Макиавелли же заботили куда более земные вещи: он все еще верил, что главным его козырем станет благосклонность Джулиано де Медичи. Вероятно, в это же время Бьяджо Буонаккорси (при участии Никколо) переписал и переплел ряд поэм таких авторов, как Лоренцо Великолепный де Медичи (отец Джулиано), Аньоло Полициано (учитель Джулиано) и сам Никколо Макиавелли, чьи поэтические сочинения были также обращены к некоей юной красавице, с которой отождествлялся Джулиано.
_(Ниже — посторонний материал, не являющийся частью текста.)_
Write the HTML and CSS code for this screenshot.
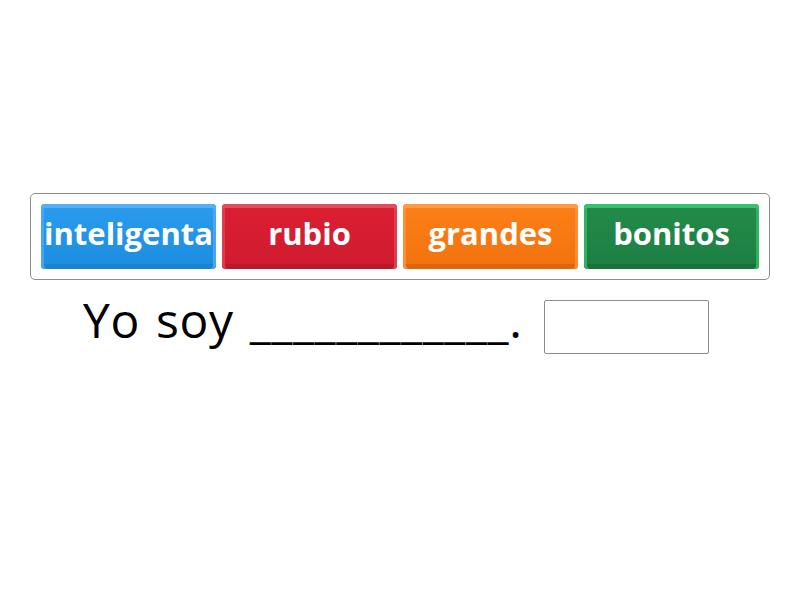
FILE: index.html
```html
<!DOCTYPE html>
<html lang="es">
<head>
    <meta charset="UTF-8">
    <meta name="viewport" content="width=device-width, initial-scale=1.0">
    <title>Completa la frase</title>
    <link rel="stylesheet" href="styles.css">
</head>
<body>
    <div class="opciones">
        <div class="tarjeta azul">inteligenta</div>
        <div class="tarjeta rojo">rubio</div>
        <div class="tarjeta naranja">grandes</div>
        <div class="tarjeta verde">bonitos</div>
    </div>
    <div class="frase">
        <span class="texto">Yo soy ____________.</span>
        <div class="hueco"></div>
    </div>
</body>
</html>
```

FILE: styles.css
```css
body {
    margin: 0;
    background: white;
    font-family: "Open Sans", "DejaVu Sans", sans-serif;
}
.opciones {
    display: flex;
    gap: 6px;
    width: 718px;
    margin: 193px 0 0 30px;
    padding: 10px;
    border: 1px solid #8c8c8c;
    border-radius: 5px;
}
.tarjeta {
    width: 175px;
    height: 65px;
    box-sizing: border-box;
    border-radius: 4px;
    display: flex;
    align-items: center;
    justify-content: center;
    color: white;
    font-weight: bold;
    font-size: 31px;
    padding-bottom: 8px;
}
/* borde claro arriba y a los lados, más oscuro abajo */
.azul {
    background: linear-gradient(#2b9bee, #1b8ddf);
    box-shadow: inset 0 4px 0 #55b0f2, inset 3px 0 0 #46a6ef, inset -3px 0 0 #46a6ef, inset 0 -5px 0 #1a82cf;
}
.rojo {
    background: linear-gradient(#dc1f33, #cf1b2e);
    box-shadow: inset 0 4px 0 #e24b5a, inset 3px 0 0 #df3c4c, inset -3px 0 0 #df3c4c, inset 0 -5px 0 #b8192a;
}
.naranja {
    background: linear-gradient(#fd7f17, #f2730e);
    box-shadow: inset 0 4px 0 #ff9a45, inset 3px 0 0 #fe8d33, inset -3px 0 0 #fe8d33, inset 0 -5px 0 #dd660a;
}
.verde {
    background: linear-gradient(#228b4a, #1d7f42);
    box-shadow: inset 0 4px 0 #35c46d, inset 3px 0 0 #2fb362, inset -3px 0 0 #2fb362, inset 0 -5px 0 #1a713b;
}
.frase {
    display: flex;
    align-items: flex-start;
    gap: 22px;
    margin-top: 7px;
    padding-left: 83px;
}
.texto {
    font-size: 48px;
    letter-spacing: 0.6px;
    word-spacing: 3px;
    color: black;
}
.hueco {
    width: 163px;
    height: 52px;
    margin-top: 13px;
    border: 1px solid #8c8c8c;
    border-radius: 2px;
}
```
Если учесть, что иллюстрации в книге приписываются Сандро Боттичелли (одному из любимых художников Медичи в период до 1494 года), возможно, Бьяджо и Никколо пытались создать некую историю близких отношений Макиавелли с тогдашними правителями Флоренции, надеясь тем самым произвести впечатление на Джулиано и добиться для Никколо нового назначения.[69]